(Web page code records)

........

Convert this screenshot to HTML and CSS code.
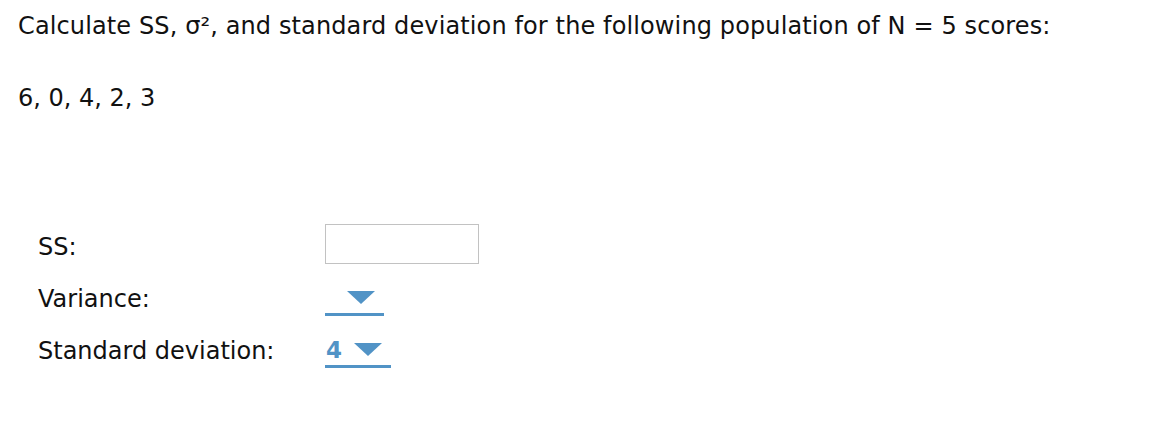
FILE: index.html
```html
<!DOCTYPE html>
<html lang="en">

<head>
  <meta charset="UTF-8">
  <title>Standard deviation</title>
  <link rel="stylesheet" href="styles.css">
</head>

<body>
  <p class="question">Calculate SS, &sigma;&sup2;, and standard deviation for the following population of N = 5 scores:</p>
  <p class="scores">6, 0, 4, 2, 3</p>

  <div class="answers">
    <div class="row">
      <span class="label">SS:</span>
      <input class="box" type="text">
    </div>
    <div class="row">
      <span class="label">Variance:</span>
      <span class="pick">
        <span class="value"></span>
        <span class="arrow"></span>
      </span>
    </div>
    <div class="row">
      <span class="label">Standard deviation:</span>
      <span class="pick">
        <span class="value">4</span>
        <span class="arrow"></span>
      </span>
    </div>
  </div>
</body>

</html>
```

FILE: styles.css
```css
body {
  margin: 0;
  padding: 12px 18px;
  font-family: "DejaVu Sans", Verdana, sans-serif;
  font-size: 24px;
  color: #111;
  background: #fff;
}

.question {
  margin: 0;
  line-height: 28px;
  letter-spacing: 0.12px;
}

.scores {
  margin: 44px 0 0;
  line-height: 28px;
}

.answers {
  margin-top: 107px;
  padding-left: 20px;
}

.row {
  display: flex;
  align-items: center;
  height: 52px;
}

.label {
  width: 287px;
  line-height: 28px;
  padding-top: 3px;
}

.box {
  width: 154px;
  height: 40px;
  box-sizing: border-box;
  border: 1px solid #c2c2c2;
  margin: -2px 0 0;
}

/* dropdown with blue underline */
.pick {
  display: flex;
  align-items: flex-start;
  gap: 12px;
  height: 29px;
  box-sizing: border-box;
  padding: 0 9px 0 1px;
  margin-top: 8px;
  border-bottom: 3px solid #5193c6;
  color: #5193c6;
  font-size: 23px;
  font-weight: bold;
  line-height: 1;
}

.value {
  min-width: 9px;
}

.arrow {
  width: 0;
  height: 0;
  margin-top: 4px;
  border-left: 14px solid transparent;
  border-right: 14px solid transparent;
  border-top: 13px solid #5193c6;
}
```
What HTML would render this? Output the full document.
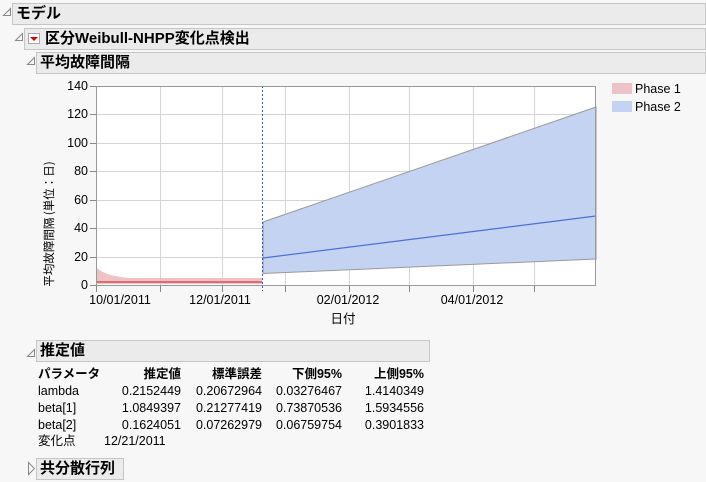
<!DOCTYPE html><html><head><meta charset="utf-8"><style>
body{margin:0;width:706px;height:482px;background:#f7f7f7;font-family:"Liberation Sans","Noto Sans CJK JP",sans-serif;position:relative;overflow:hidden;font-size:12px;color:#000}
.bar{position:absolute;background:#ebebeb;border:1px solid #c6c6c6;font-weight:bold;font-size:15px;line-height:20px;padding-left:3px;box-sizing:border-box;height:22px}
.tri{position:absolute;width:0;height:0}
.t{position:absolute;white-space:nowrap;font-size:12.5px;line-height:14px}
table{position:absolute;border-collapse:collapse;font-size:12.5px}
td{padding:0;height:17.3px;white-space:nowrap}
</style></head><body>
<svg style="position:absolute;left:0;top:0" width="706" height="482">
<g fill="none" stroke="#888" stroke-width="1">
<path d="M3.5 15.5 L10.5 8.5 L10.5 15.5 Z"/>
<path d="M15.5 40.5 L22.5 33.5 L22.5 40.5 Z"/>
<path d="M27.5 64.5 L34.5 57.5 L34.5 64.5 Z"/>
<path d="M27.5 356.5 L34.5 349.5 L34.5 356.5 Z"/>
<path d="M28.5 462.5 L34.5 468.5 L28.5 474.5 Z"/>
</g>
</svg>
<div class="bar" style="left:12px;top:3px;width:694px">モデル</div>
<div class="bar" style="left:24px;top:28px;width:682px;padding-left:20px">区分Weibull-NHPP変化点検出</div>
<div style="position:absolute;left:28px;top:33px;width:12px;height:11px;background:#fff;border:1px solid #aaa;box-sizing:border-box"></div>
<div class="tri" style="left:30px;top:37px;border-left:4px solid transparent;border-right:4px solid transparent;border-top:4px solid #d00"></div>
<div class="bar" style="left:36px;top:52px;width:670px">平均故障間隔</div>
<svg style="position:absolute;left:0;top:75px" width="706" height="260">
<rect x="96" y="11" width="500" height="200" fill="#fff"/>
<g stroke="#d4d4d4" stroke-width="1">
<path d="M96 39.5H596M96 68.5H596M96 96.5H596M96 125.5H596M96 153.5H596M96 182.5H596"/>
<path d="M160.5 11V211M222.5 11V211M285.5 11V211M349.5 11V211M409.5 11V211M473.5 11V211M534.5 11V211"/>
</g>
<path d="M97 193 Q105 201 130 203 L262 203 L262 209 L97 209 Z" fill="#e8b4b8" opacity="0.8"/>
<path d="M97 207 L262 207" stroke="#d9505a" stroke-width="1.5"/>
<path d="M263 147 L596 32 L596 184 L263 198.5 Z" fill="#c4d3f2" stroke="#999" stroke-width="1"/>
<path d="M263 183 L596 141" stroke="#4a6fd8" stroke-width="1.2"/>
<path d="M262.5 11V216" stroke="#3355cc" stroke-dasharray="2,2"/>
<rect x="96.5" y="11.5" width="499" height="199" fill="none" stroke="#999"/>
<g stroke="#888"><path d="M90 11.5H96M90 39.5H96M90 68.5H96M90 96.5H96M90 125.5H96M90 153.5H96M90 182.5H96M90 210.5H96"/>
<path d="M96.5 211V217M160.5 211V217M222.5 211V217M285.5 211V217M349.5 211V217M409.5 211V217M473.5 211V217M534.5 211V217"/></g>
<g font-size="12.5" text-anchor="end" font-family="Liberation Sans">
<text x="88" y="15">140</text><text x="88" y="43">120</text><text x="88" y="72">100</text><text x="88" y="100">80</text><text x="88" y="129">60</text><text x="88" y="157">40</text><text x="88" y="186">20</text><text x="88" y="214">0</text>
</g>
<g font-size="12.5" text-anchor="middle" font-family="Liberation Sans">
<text x="120" y="229">10/01/2011</text><text x="220" y="229">12/01/2011</text><text x="348" y="229">02/01/2012</text><text x="472" y="229">04/01/2012</text>
<text x="343" y="248" font-family="Noto Sans CJK JP">日付</text>
</g>
<text transform="translate(53 149) rotate(-90)" text-anchor="middle" font-size="11.5" font-family="Noto Sans CJK JP">平均故障間隔 (単位：日)</text>
<rect x="612" y="8" width="20" height="11" fill="#ecc4c8"/>
<rect x="612" y="26" width="20" height="11" fill="#c4d3f2"/>
<text x="635" y="18" font-size="12.5" font-family="Liberation Sans">Phase 1</text>
<text x="635" y="36" font-size="12.5" font-family="Liberation Sans">Phase 2</text>
</svg>
<div class="bar" style="left:36px;top:340px;width:394px">推定値</div>
<table style="left:38px;top:363px">
<tr style="font-weight:bold"><td style="width:80px">パラメータ</td><td style="width:63px;text-align:right">推定値</td><td style="width:81px;text-align:right">標準誤差</td><td style="width:80px;text-align:right">下側95%</td><td style="width:82px;text-align:right">上側95%</td></tr>
<tr><td>lambda</td><td align="right">0.2152449</td><td align="right">0.20672964</td><td align="right">0.03276467</td><td align="right">1.4140349</td></tr>
<tr><td>beta[1]</td><td align="right">1.0849397</td><td align="right">0.21277419</td><td align="right">0.73870536</td><td align="right">1.5934556</td></tr>
<tr><td>beta[2]</td><td align="right">0.1624051</td><td align="right">0.07262979</td><td align="right">0.06759754</td><td align="right">0.3901833</td></tr>
</table>
<div class="t" style="left:38px;top:434px">変化点</div>
<div class="t" style="left:104px;top:434px">12/21/2011</div>
<div class="bar" style="left:36px;top:458px;width:88px">共分散行列</div>
</body></html>
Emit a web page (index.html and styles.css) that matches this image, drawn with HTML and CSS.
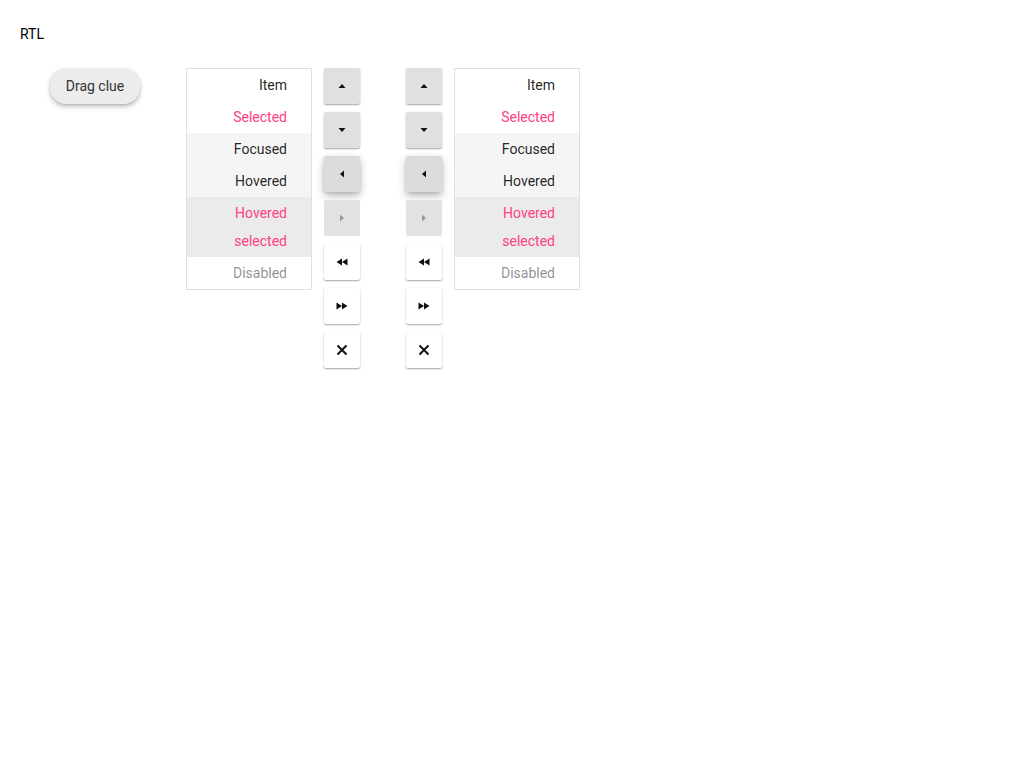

........

**Requirement:** Copy out each line of the data containing the string "styles".

**Task answer:**
  <link rel="stylesheet" href="styles.css">
FILE: styles.css
Emit a web page (index.html and styles.css) that matches this image, drawn with HTML and CSS.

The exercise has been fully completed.